5 Important Advances in Breast Cancer Treatment

5 Important Advances in Breast Cancer Treatment

Trodelvy (sacituzumab govitecan-hzly) was approved by the FDA in April to treat metastatic triple-negative breast cancer. It is called triple-negative because the cancer cells lack estrogen and progesterone receptors and the human epidermal growth factor receptor 2 (HER2) protein. Roughly 15% of breast cancers are triple-negative breast cancers, and they are more commonly diagnosed in women younger than 40. Triple-negative breast cancer is aggressive and is more likely to be diagnosed at a later stage than breast cancers with the receptors it lacks.
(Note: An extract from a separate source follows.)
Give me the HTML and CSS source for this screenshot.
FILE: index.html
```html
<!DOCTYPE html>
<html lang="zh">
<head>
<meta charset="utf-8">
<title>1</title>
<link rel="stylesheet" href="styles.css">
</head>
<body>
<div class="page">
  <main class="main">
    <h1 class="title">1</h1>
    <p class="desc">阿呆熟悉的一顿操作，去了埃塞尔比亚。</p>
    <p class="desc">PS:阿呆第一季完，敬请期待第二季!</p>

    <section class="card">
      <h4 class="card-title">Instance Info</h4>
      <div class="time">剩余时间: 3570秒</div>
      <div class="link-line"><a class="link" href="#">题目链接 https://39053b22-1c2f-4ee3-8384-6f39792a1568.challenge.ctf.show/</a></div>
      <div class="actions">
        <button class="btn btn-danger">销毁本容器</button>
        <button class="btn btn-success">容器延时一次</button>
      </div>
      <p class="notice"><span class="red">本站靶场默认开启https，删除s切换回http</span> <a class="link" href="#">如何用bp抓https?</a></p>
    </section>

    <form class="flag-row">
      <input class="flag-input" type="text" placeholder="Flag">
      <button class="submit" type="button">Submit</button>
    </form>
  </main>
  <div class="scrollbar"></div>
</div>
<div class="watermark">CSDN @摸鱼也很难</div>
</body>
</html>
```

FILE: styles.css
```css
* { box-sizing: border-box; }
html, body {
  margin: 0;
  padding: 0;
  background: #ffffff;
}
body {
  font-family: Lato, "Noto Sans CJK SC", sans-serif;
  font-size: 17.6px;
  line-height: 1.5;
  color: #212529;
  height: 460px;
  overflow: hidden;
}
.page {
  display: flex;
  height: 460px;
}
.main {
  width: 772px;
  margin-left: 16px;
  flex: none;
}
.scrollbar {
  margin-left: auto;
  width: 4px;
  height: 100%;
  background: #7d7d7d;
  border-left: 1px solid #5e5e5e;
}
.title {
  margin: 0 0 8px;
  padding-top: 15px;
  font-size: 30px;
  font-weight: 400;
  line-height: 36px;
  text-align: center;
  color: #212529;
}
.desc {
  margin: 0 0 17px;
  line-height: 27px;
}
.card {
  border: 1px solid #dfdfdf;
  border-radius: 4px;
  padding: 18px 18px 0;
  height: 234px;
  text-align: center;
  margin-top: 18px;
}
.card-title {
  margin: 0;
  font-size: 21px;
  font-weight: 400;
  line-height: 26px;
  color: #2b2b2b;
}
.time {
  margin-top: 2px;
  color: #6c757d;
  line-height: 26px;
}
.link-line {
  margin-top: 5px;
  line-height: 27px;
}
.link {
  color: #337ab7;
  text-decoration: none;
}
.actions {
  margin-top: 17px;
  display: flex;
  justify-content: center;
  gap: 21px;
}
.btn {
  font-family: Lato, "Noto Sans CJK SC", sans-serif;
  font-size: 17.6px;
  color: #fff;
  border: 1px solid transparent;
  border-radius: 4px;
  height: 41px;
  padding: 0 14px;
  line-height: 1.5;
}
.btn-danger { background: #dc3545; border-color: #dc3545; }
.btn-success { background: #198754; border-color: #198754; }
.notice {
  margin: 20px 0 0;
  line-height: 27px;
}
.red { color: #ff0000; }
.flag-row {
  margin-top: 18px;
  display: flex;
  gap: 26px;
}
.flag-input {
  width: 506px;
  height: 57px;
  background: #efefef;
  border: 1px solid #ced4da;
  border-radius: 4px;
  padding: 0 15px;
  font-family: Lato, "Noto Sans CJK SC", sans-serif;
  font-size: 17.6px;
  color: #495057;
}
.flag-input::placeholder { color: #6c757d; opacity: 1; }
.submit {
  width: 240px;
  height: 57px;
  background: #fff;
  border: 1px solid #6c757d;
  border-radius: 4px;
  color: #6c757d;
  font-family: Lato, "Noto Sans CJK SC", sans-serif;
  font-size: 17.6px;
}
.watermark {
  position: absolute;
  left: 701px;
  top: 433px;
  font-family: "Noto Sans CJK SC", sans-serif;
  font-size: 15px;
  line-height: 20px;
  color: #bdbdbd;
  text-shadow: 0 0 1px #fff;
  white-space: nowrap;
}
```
Trodelvy, which is administered intravenously, was approved to treat metastatic triple-negative breast cancer that has not responded to standard chemotherapy. The drug is an antibody-drug conjugate, which works like a smart bomb, says David Riseberg, M.D., chief of medical oncology and hematology at Mercy Medical Center in Baltimore. Antibody-drug conjugates are agents that combine antibodies and chemotherapy agents. With Trodelvy, it is the antibody’s job to recognize the trophoblast cell-surface antigen 2 — Trop-2, for short — receptor on the surface of triple-negative breast cancer cells. When that happens, it delivers a topoisomerase inhibitor that is toxic to the cancer cell. This approach of pairing recognition with a chemotherapy agent means the treatment is more precisely directed than chemotherapy alone.

In the ASCENT study that led to Trodelvy’s approval, a third of patients responded to the treatment as measured by overall response rate. “This is generally better than what would be expected in patients with triple-negative breast cancer who were previously treated with prior chemotherapy agents,” says Shannon Puhalla, M.D., a medical oncologist at the UPMC Hillman Cancer Center in Pittsburgh. However, Trodelvy was approved with a boxed warning about severe neutropenia and diarrhea. The commercial prospects for Trodelvy—and the antibody-drug conjugates in general— are bright judging by Gilead’s recent $21 billion acquisition of Immunomedics, the company that developed Trodelvy.